Following Ohio’s passage of an asbestos claim “transparency” bill, requiring those claiming illness due to asbestos to disclose all current and previous defendants, Mississippi is now jumping on the bandwagon.
Our Boston mesothelioma lawyers are troubled by this trend, as it is being pushed by asbestos defendants in an effort to limit individual liability. The fact that these bills are being characterized as a way to increase “transparency” is unfortunate and misleading. In reality, the ultimate aim here is to disenfranchise mesothelioma sufferers and force them to jump through more hoops in order to obtain the compensation they are rightfully owed.
Further, this is not something only Ohio and Mississippi claimants should be concerned with. In addition to the fact that other state legislatures may be considering similar measures, a federal law was proposed last year. HR 4369 (112th), the Furthering Asbestos Claim Transparency Act of 2012, would have amended Title 11 of the U.S. Code by requiring public disclosure of asbestos trusts, established by section 524(g), to file quarterly reports with detailed information regarding all asbestos injury claims, to federal authorities. Again, the purpose is to limit a plaintiff’s ability to collect damages from multiple sources.

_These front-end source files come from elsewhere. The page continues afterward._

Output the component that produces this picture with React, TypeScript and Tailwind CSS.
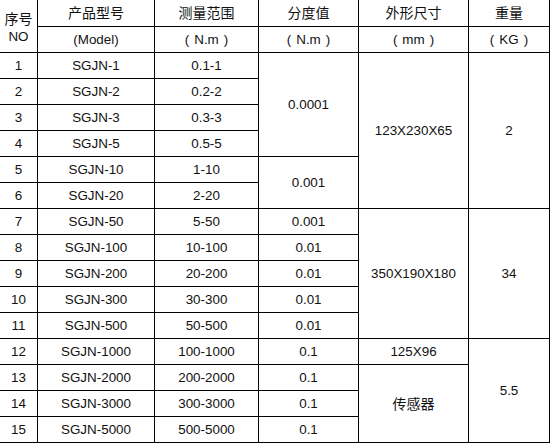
import React from "react";

type Cell = { text: string; span?: number; cjk?: boolean };

const rows: { no: number; model: string; range: string; c4?: Cell; c5?: Cell; c6?: Cell }[] = [
  { no: 1, model: "SGJN-1", range: "0.1-1", c4: { text: "0.0001", span: 4 }, c5: { text: "123X230X65", span: 6 }, c6: { text: "2", span: 6 } },
  { no: 2, model: "SGJN-2", range: "0.2-2" },
  { no: 3, model: "SGJN-3", range: "0.3-3" },
  { no: 4, model: "SGJN-5", range: "0.5-5" },
  { no: 5, model: "SGJN-10", range: "1-10", c4: { text: "0.001", span: 2 } },
  { no: 6, model: "SGJN-20", range: "2-20" },
  { no: 7, model: "SGJN-50", range: "5-50", c4: { text: "0.001" }, c5: { text: "350X190X180", span: 5 }, c6: { text: "34", span: 5 } },
  { no: 8, model: "SGJN-100", range: "10-100", c4: { text: "0.01" } },
  { no: 9, model: "SGJN-200", range: "20-200", c4: { text: "0.01" } },
  { no: 10, model: "SGJN-300", range: "30-300", c4: { text: "0.01" } },
  { no: 11, model: "SGJN-500", range: "50-500", c4: { text: "0.01" } },
  { no: 12, model: "SGJN-1000", range: "100-1000", c4: { text: "0.1" }, c5: { text: "125X96" }, c6: { text: "5.5", span: 4 } },
  { no: 13, model: "SGJN-2000", range: "200-2000", c4: { text: "0.1" }, c5: { text: "传感器", span: 3, cjk: true } },
  { no: 14, model: "SGJN-3000", range: "300-3000", c4: { text: "0.1" } },
  { no: 15, model: "SGJN-5000", range: "500-5000", c4: { text: "0.1" } },
];

const spanClass: Record<number, string> = {
  1: "",
  2: "row-span-2",
  3: "row-span-3",
  4: "row-span-4",
  5: "row-span-5",
  6: "row-span-6",
};

const base = "flex items-center justify-center border-r border-b border-black";

function C({ children, span = 1, cjk = false }: { children: React.ReactNode; span?: number; cjk?: boolean }) {
  return (
    <div className={`${base} ${spanClass[span]} ${cjk ? "text-[14px]" : "text-[13.4px]"}`}>{children}</div>
  );
}

function Unit({ u }: { u: string }) {
  return (
    <C>
      <span>(</span>
      <span className="mx-[5px]">{u}</span>
      <span>)</span>
    </C>
  );
}

export default function App() {
  return (
    <div
      className="w-[550px] h-[443px] bg-white text-[#111] grid grid-cols-[38px_117px_104px_100px_110px_81px] grid-rows-[27px_26px_repeat(15,26px)] leading-none"
      style={{ fontFamily: '"Liberation Sans", "Noto Sans CJK SC", sans-serif' }}
    >
      <div className={`${base} row-span-2 flex-col pt-[3px]`}>
        <span className="text-[14px] leading-[17px]">序号</span>
        <span className="text-[13.4px] leading-[17px]">NO</span>
      </div>
      <C cjk>产品型号</C>
      <C cjk>测量范围</C>
      <C cjk>分度值</C>
      <C cjk>外形尺寸</C>
      <C cjk>重量</C>
      <C>(Model)</C>
      <Unit u="N.m" />
      <Unit u="N.m" />
      <Unit u="mm" />
      <Unit u="KG" />
      {rows.map((r) => (
        <React.Fragment key={r.no}>
          <C>{r.no}</C>
          <C>{r.model}</C>
          <C>{r.range}</C>
          {r.c4 && <C span={r.c4.span}>{r.c4.text}</C>}
          {r.c5 && (
            <C span={r.c5.span} cjk={r.c5.cjk}>
              {r.c5.text}
            </C>
          )}
          {r.c6 && <C span={r.c6.span}>{r.c6.text}</C>}
        </React.Fragment>
      ))}
    </div>
  );
}
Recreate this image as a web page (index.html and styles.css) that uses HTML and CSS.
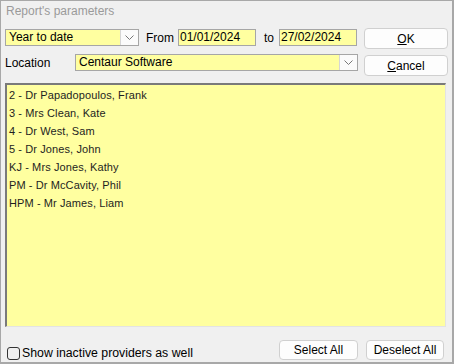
FILE: index.html
```html
<!DOCTYPE html>
<html lang="en">
<head>
    <meta charset="UTF-8">
    <title>Report's parameters</title>
    <link rel="stylesheet" href="styles.css">
</head>
<body>
    <div class="window">
        <div class="title">Report's parameters</div>

        <div class="top">
            <div class="fields">
                <div class="row">
                    <div class="combo period">
                        <span class="value">Year to date</span>
                        <span class="drop"><svg width="9" height="5" viewBox="0 0 9 5"><path d="M0.5 0.5 L4.5 4.5 L8.5 0.5" fill="none" stroke="#777" stroke-width="1"/></svg></span>
                    </div>
                    <span class="label from">From</span>
                    <div class="edit date">01/01/2024</div>
                    <span class="label to">to</span>
                    <div class="edit date">27/02/2024</div>
                </div>
                <div class="row">
                    <span class="label location">Location</span>
                    <div class="combo site">
                        <span class="value">Centaur Software</span>
                        <span class="drop"><svg width="9" height="5" viewBox="0 0 9 5"><path d="M0.5 0.5 L4.5 4.5 L8.5 0.5" fill="none" stroke="#777" stroke-width="1"/></svg></span>
                    </div>
                </div>
            </div>
            <div class="buttons">
                <button class="btn ok"><u>O</u>K</button>
                <button class="btn cancel"><u>C</u>ancel</button>
            </div>
        </div>

        <div class="list">
            <div class="item">2 - Dr Papadopoulos, Frank</div>
            <div class="item">3 - Mrs Clean, Kate</div>
            <div class="item">4 - Dr West, Sam</div>
            <div class="item">5 - Dr Jones, John</div>
            <div class="item">KJ - Mrs Jones, Kathy</div>
            <div class="item">PM - Dr McCavity, Phil</div>
            <div class="item">HPM - Mr James, Liam</div>
        </div>

        <div class="bottom">
            <label class="check"><span class="box"></span>Show inactive providers as well</label>
            <button class="btn select">Select All</button>
            <button class="btn deselect">Deselect All</button>
        </div>
    </div>
</body>
</html>
```

FILE: styles.css
```css
body {
    margin: 0;
    padding: 0;
    background: #f0f0f0;
    font-family: "Liberation Sans", Arial, sans-serif;
    font-size: 12px;
    color: #000;
}
.window {
    width: 454px;
    height: 364px;
    box-sizing: border-box;
    border: 1px solid #a8a8a8;
    border-right-width: 2px;
    border-bottom-width: 2px;
    background: #f0f0f0;
}
.title {
    height: 22px;
    line-height: 20px;
    padding-left: 5px;
    color: #9a9a9a;
}
.top {
    display: flex;
    padding: 5px 0 0 4px;
}
.fields {
    width: 353px;
    display: flex;
    flex-direction: column;
    gap: 8px;
    padding-top: 1px;
}
.row {
    display: flex;
    align-items: center;
    height: 17px;
}
.combo, .edit {
    box-sizing: border-box;
    height: 17px;
    background: #ffffa0;
    border: 1px solid #a6a6a6;
    line-height: 15px;
    padding-left: 3px;
    position: relative;
    white-space: nowrap;
}
.combo .drop {
    position: absolute;
    right: 0;
    top: 0;
    width: 17px;
    height: 15px;
    background: #fbfbfb;
    border-left: 1px solid #d6d6d6;
    display: flex;
    align-items: center;
    justify-content: center;
}
.period {
    width: 134px;
}
.site {
    width: 283px;
}
.date {
    width: 78px;
    padding-left: 1px;
}
.label {
    white-space: nowrap;
}
.from {
    margin: 0 4px 0 7px;
}
.to {
    margin: 0 5px 0 8px;
}
.location {
    width: 70px;
}
.buttons {
    display: flex;
    flex-direction: column;
    gap: 6px;
    margin-left: 6px;
}
.btn {
    font-family: "Liberation Sans", Arial, sans-serif;
    font-size: 12px;
    color: #000;
    background: #fdfdfd;
    border: 1px solid #d0d0d0;
    border-radius: 4px;
    padding: 0;
    height: 21px;
    width: 84px;
}
.list {
    box-sizing: border-box;
    margin: 7px 0 0 4px;
    width: 441px;
    height: 244px;
    background: #ffffa0;
    border: 1px solid #e3e3e3;
    border-top: 2px solid #7a7a7a;
    border-left: 2px solid #7a7a7a;
    padding-top: 1px;
}
.item {
    height: 18px;
    line-height: 19px;
    padding-left: 2px;
    font-size: 11px;
    letter-spacing: 0.1px;
    color: #1e1e1e;
}
.bottom {
    display: flex;
    align-items: center;
    margin-top: 13px;
    padding-left: 6px;
}
.check {
    display: flex;
    align-items: center;
    width: 272px;
    padding-top: 6px;
    font-size: 12.3px;
}
.box {
    width: 11px;
    height: 11px;
    border: 1px solid #333;
    border-radius: 3px;
    margin-right: 2px;
}
.select {
    width: 79px;
    height: 20px;
}
.deselect {
    width: 78px;
    height: 20px;
    margin-left: 8px;
}
```
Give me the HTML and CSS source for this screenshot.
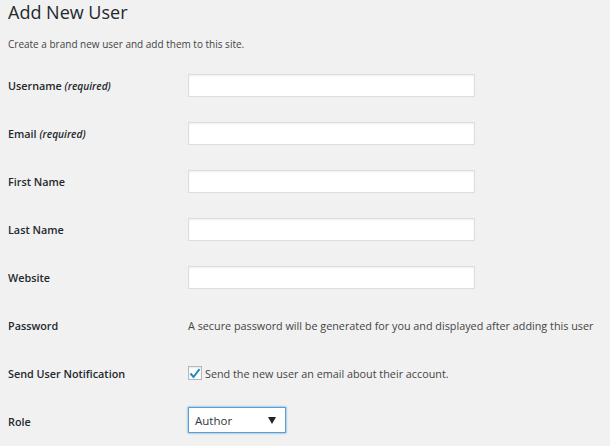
FILE: index.html
```html
<!DOCTYPE html>
<html>
<head>
<meta charset="utf-8">
<link rel="stylesheet" href="styles.css">
</head>
<body>
<div class="wrap">
  <h1 class="title">Add New User</h1>
  <p class="desc">Create a brand new user and add them to this site.</p>
  <div class="form">
    <div class="row">
      <div class="label">Username <span class="req">(required)</span></div>
      <div class="field"><input class="text" type="text"></div>
    </div>
    <div class="row">
      <div class="label">Email <span class="req">(required)</span></div>
      <div class="field"><input class="text" type="text"></div>
    </div>
    <div class="row">
      <div class="label">First Name</div>
      <div class="field"><input class="text" type="text"></div>
    </div>
    <div class="row">
      <div class="label">Last Name</div>
      <div class="field"><input class="text" type="text"></div>
    </div>
    <div class="row">
      <div class="label">Website</div>
      <div class="field"><input class="text" type="text"></div>
    </div>
    <div class="row">
      <div class="label">Password</div>
      <div class="field plain">A secure password will be generated for you and displayed after adding this user</div>
    </div>
    <div class="row">
      <div class="label">Send User Notification</div>
      <div class="field plain">
        <span class="check"><svg width="12" height="11" viewBox="0 0 12 11"><path d="M1.5 5.5 L4.5 9 L10.5 1.2" fill="none" stroke="#1e8cbe" stroke-width="2"/></svg></span>
        <span>Send the new user an email about their account.</span>
      </div>
    </div>
    <div class="row">
      <div class="label">Role</div>
      <div class="field">
        <div class="select"><span>Author</span><span class="arrow"></span></div>
      </div>
    </div>
  </div>
</div>
</body>
</html>
```

FILE: styles.css
```css
html, body {
  margin: 0;
  padding: 0;
  background: #f1f1f1;
}
body {
  font-family: "Open Sans", "Noto Sans", sans-serif;
  color: #23282d;
}
.wrap {
  padding: 0 8px;
}
.title {
  margin: 0;
  padding-top: 0;
  height: 30px;
  font-size: 18px;
  font-weight: 400;
  line-height: 25px;
  color: #23282d;
}
.desc {
  margin: 0;
  height: 31px;
  font-size: 10px;
  line-height: 28px;
  color: #444;
}
.form {
  display: flex;
  flex-direction: column;
}
.row {
  display: flex;
  align-items: center;
  height: 48px;
}
.label {
  width: 180px;
  flex: none;
  font-size: 10.8px;
  font-weight: 600;
  color: #23282d;
}
.req {
  font-style: italic;
  font-weight: 600;
  font-size: 10.2px;
}
.field {
  display: flex;
  align-items: center;
}
.plain {
  font-size: 10.8px;
  color: #444;
  gap: 3px;
}
.text {
  box-sizing: border-box;
  width: 287px;
  height: 23px;
  margin: 0;
  border: 1px solid #ddd;
  box-shadow: inset 0 1px 2px rgba(0,0,0,0.07);
  background: #fff;
  padding: 0;
}
.check {
  box-sizing: border-box;
  width: 14px;
  height: 14px;
  border: 1px solid #b4b9be;
  background: #fff;
  display: flex;
  align-items: center;
  justify-content: center;
  box-shadow: inset 0 1px 2px rgba(0,0,0,0.1);
}
.select {
  box-sizing: border-box;
  width: 98px;
  height: 26px;
  margin-top: -2px;
  border: 1px solid #5b9dd9;
  box-shadow: 0 0 2px rgba(30,140,190,0.8);
  background: #fff;
  display: flex;
  align-items: center;
  justify-content: space-between;
  padding: 0 9px 0 6px;
  font-size: 11.5px;
  color: #32373c;
}
.arrow {
  width: 0;
  height: 0;
  border-left: 4px solid transparent;
  border-right: 4px solid transparent;
  border-top: 7px solid #222;
}
```
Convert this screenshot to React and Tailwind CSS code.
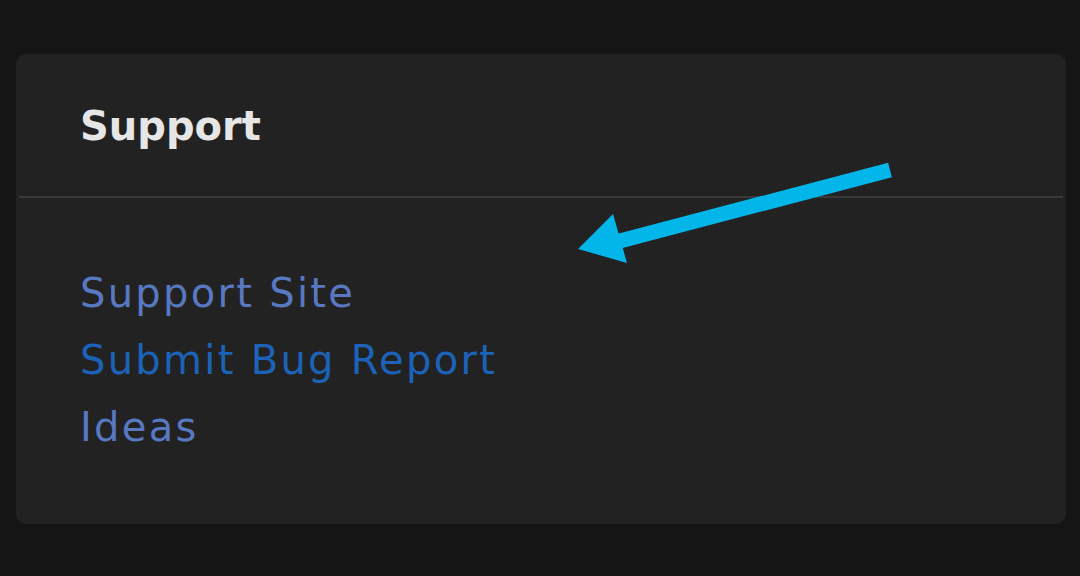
export default function App() {
  const links = [
    { label: "Support Site", color: "text-[#5878c2]" },
    { label: "Submit Bug Report", color: "text-[#1c62b8]" },
    { label: "Ideas", color: "text-[#5878c2]" },
  ];

  return (
    <div className="w-[1080px] h-[576px] bg-[#151515] pt-[54px] pl-[16px] font-['DejaVu_Sans','Noto_Sans',sans-serif]">
      <div className="relative w-[1050px] h-[470px] bg-[#222222] rounded-[10px]">
        <div className="h-[142px] pl-[64px] flex items-center">
          <h2 className="text-[40px] font-bold text-[#e6e6e6] pt-[2px]">Support</h2>
        </div>
        <div className="h-[2px] mx-[3px] bg-[#393939]" />
        <ul className="pl-[64px] pt-[62px] flex flex-col">
          {links.map((link) => (
            <li key={link.label} className={`text-[40px] leading-[67px] tracking-[2.3px] ${link.color}`}>
              <a href="#">{link.label}</a>
            </li>
          ))}
        </ul>

        {/* annotation arrow */}
        <svg className="absolute left-0 top-0 pointer-events-none" width="1050" height="470" viewBox="0 0 1050 470">
          <line x1="874" y1="116" x2="600" y2="188" stroke="#03b6ea" strokeWidth="15" />
          <polygon points="562,195 597,160 611,209" fill="#03b6ea" />
        </svg>
      </div>
    </div>
  );
}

However, we are well aware, many of our clients were indeed exposed to asbestos by multiple sources, and as such, have a right to claim damages from each. HR 4369 died in committee.
The Mississippi bill, HB 529, would mandate that anyone filing an asbestos-related claim provide a sworn statement detailing all existing claims made either by them or on behalf of them. Those statements would have to include any and all material pertaining to those claims and would have to be disclosed within a month of the discovery phase of the case. If subsequent claims are made after that time, the plaintiff would have a month to disclose those as well. If the defendant found there to be any conflicting information (as it no doubt will, given the common defense propensity to throw up any possible roadblock to drag out the process), it would have 75 days in which to request a halt to the proceedings. And that’s not all. If a claimant files a claim with an asbestos trust after a judgment has already been found in another case, the court would actually be allowed to re-open the original case and reduce the damages awarded.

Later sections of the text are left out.